• _Task directions_
Lines containing the word "components" are to be located and copied.

• _Source data_
* START *
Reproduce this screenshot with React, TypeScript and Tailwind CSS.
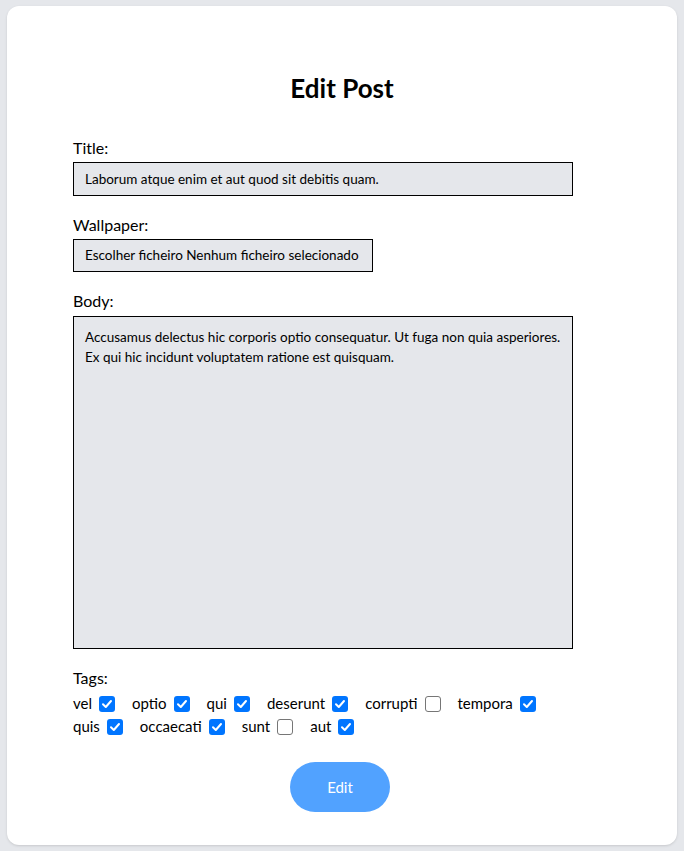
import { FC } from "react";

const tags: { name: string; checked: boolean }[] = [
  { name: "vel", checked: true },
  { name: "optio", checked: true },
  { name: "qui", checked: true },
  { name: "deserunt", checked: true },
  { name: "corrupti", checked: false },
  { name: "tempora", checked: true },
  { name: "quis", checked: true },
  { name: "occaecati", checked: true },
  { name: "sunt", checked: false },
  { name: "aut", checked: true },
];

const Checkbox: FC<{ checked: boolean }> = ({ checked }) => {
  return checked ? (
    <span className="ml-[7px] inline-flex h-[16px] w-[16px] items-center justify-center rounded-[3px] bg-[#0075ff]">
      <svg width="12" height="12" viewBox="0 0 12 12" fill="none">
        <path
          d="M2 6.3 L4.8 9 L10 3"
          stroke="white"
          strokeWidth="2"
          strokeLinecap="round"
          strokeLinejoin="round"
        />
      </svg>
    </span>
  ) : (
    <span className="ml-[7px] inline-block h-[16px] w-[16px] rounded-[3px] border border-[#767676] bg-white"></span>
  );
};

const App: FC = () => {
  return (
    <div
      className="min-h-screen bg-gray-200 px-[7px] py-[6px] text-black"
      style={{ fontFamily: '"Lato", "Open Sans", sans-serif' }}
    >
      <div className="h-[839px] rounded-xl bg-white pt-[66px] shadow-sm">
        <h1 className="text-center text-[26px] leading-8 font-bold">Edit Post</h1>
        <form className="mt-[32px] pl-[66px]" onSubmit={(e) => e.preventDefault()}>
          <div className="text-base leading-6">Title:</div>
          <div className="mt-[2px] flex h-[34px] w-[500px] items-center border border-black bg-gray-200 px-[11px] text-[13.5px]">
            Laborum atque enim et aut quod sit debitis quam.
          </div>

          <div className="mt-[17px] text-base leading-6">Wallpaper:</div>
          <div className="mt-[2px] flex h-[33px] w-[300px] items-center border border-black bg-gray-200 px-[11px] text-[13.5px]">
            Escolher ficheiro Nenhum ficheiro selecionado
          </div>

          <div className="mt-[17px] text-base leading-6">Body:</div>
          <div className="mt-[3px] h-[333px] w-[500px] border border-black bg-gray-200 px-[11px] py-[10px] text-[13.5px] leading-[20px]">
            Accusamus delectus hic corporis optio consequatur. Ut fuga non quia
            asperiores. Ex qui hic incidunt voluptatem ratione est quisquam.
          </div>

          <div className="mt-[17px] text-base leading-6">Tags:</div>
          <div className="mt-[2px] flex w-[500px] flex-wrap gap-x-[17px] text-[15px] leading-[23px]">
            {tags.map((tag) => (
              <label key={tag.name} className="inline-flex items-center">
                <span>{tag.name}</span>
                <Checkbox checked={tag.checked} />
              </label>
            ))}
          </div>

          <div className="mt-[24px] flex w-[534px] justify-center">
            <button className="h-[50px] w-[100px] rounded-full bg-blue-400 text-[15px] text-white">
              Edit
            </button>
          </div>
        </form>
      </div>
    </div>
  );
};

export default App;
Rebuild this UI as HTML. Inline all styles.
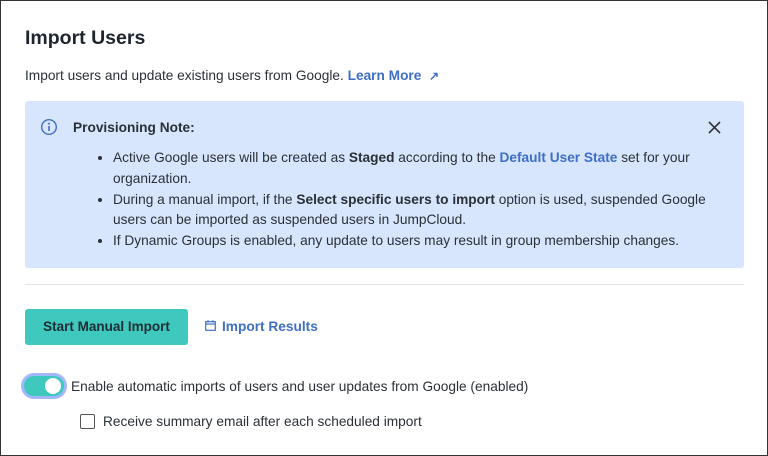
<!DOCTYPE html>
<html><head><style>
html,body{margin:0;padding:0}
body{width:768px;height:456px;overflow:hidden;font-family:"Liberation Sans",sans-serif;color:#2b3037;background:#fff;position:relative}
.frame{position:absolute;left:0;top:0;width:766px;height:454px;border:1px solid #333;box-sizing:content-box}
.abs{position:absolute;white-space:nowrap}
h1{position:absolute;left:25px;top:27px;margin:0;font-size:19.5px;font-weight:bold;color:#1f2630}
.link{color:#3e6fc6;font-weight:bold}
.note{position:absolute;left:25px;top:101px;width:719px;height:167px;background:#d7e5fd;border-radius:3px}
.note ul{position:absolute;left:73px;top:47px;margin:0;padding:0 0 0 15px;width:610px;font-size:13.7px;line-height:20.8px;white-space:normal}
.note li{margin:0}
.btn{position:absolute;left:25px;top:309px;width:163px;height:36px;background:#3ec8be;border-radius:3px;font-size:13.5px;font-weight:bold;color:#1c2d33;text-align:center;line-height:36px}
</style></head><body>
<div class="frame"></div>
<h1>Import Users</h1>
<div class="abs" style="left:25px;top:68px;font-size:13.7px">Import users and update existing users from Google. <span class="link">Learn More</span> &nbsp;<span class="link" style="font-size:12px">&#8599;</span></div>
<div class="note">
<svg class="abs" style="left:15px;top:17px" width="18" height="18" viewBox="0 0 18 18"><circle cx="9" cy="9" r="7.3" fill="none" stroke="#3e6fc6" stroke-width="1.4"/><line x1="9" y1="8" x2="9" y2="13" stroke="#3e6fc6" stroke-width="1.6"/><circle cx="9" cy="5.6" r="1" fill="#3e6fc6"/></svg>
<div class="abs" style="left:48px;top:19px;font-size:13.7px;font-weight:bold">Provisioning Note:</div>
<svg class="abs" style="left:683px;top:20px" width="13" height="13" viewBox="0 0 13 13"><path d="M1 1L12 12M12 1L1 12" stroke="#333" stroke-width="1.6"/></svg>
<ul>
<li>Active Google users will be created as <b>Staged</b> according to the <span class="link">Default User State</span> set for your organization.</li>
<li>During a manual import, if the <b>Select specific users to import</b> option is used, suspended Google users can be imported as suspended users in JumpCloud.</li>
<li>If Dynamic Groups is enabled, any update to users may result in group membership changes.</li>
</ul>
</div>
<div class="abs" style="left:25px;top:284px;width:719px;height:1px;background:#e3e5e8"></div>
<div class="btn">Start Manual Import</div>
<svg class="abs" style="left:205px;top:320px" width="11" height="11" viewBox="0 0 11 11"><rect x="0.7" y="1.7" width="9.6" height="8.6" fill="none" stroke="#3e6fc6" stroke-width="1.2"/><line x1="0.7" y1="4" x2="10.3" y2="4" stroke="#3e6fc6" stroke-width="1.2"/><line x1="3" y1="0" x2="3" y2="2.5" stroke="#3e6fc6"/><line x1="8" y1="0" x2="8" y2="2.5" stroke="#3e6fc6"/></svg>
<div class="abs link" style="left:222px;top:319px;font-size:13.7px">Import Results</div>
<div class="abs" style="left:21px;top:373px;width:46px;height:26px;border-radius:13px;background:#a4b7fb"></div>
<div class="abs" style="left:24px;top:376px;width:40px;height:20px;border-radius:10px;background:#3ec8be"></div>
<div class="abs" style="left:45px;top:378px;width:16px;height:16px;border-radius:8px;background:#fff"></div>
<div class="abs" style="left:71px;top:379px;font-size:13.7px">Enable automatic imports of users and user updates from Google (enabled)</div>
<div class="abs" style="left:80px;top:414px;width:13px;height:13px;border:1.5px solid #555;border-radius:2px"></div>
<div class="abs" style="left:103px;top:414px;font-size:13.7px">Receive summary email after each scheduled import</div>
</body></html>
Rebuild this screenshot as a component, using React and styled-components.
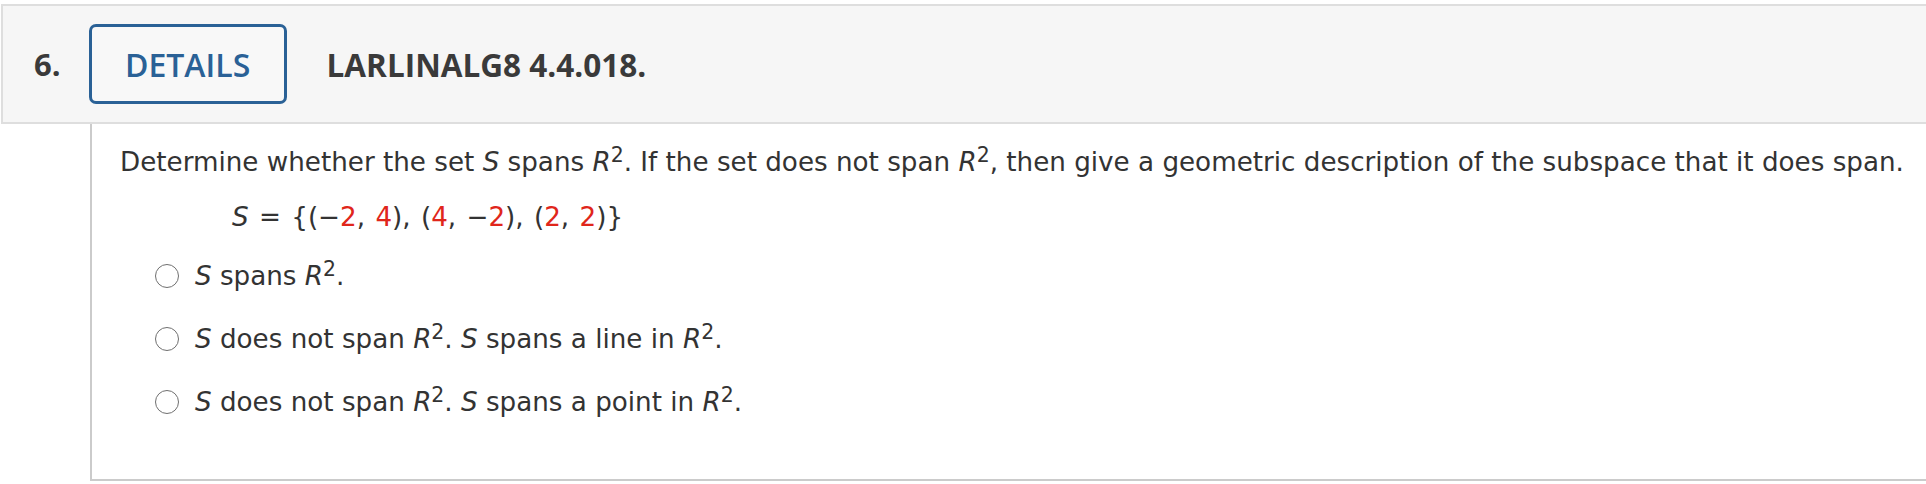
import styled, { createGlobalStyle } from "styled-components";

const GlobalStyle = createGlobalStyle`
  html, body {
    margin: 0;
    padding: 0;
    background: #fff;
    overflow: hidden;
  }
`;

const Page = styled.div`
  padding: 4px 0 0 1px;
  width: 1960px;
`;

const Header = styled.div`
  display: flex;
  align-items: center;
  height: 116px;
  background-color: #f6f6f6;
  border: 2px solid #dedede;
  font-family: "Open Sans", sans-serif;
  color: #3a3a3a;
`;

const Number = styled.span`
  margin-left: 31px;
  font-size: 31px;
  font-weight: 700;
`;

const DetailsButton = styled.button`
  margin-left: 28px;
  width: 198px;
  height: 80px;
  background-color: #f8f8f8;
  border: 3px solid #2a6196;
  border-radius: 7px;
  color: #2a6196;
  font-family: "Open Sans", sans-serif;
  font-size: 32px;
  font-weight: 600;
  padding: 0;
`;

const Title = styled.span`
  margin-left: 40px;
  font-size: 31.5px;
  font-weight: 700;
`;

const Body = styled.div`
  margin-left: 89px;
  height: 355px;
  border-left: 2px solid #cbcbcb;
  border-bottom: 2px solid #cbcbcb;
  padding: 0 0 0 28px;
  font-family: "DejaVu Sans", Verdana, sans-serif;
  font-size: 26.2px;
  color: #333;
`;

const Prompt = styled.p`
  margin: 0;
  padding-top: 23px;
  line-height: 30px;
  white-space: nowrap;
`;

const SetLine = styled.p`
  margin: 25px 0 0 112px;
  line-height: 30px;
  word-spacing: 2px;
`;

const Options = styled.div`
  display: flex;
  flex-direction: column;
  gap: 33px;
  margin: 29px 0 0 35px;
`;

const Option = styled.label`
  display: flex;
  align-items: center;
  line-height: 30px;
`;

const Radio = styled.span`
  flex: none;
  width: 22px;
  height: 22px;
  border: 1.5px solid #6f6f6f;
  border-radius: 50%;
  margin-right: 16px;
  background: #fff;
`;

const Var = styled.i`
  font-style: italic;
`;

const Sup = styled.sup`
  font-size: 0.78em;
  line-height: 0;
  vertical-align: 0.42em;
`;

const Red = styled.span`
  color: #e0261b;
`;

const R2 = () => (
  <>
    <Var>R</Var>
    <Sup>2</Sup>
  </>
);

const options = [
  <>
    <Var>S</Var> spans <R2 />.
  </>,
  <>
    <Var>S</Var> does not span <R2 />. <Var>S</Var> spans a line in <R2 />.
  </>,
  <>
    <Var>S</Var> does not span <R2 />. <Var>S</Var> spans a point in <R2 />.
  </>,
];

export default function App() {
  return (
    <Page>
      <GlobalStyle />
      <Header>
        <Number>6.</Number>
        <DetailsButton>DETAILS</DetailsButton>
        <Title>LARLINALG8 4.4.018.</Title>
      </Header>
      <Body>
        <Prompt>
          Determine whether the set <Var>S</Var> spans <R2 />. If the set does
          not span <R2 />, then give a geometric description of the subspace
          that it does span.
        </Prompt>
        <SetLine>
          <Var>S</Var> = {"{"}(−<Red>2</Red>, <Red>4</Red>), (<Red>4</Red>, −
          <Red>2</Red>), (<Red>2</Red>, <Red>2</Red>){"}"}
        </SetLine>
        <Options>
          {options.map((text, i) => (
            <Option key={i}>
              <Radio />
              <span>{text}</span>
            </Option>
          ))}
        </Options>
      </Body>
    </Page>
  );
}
* END *
• _Result of the exercise_
Rebuild this screenshot as a component, using React and styled-components.
import styled, { createGlobalStyle } from "styled-components";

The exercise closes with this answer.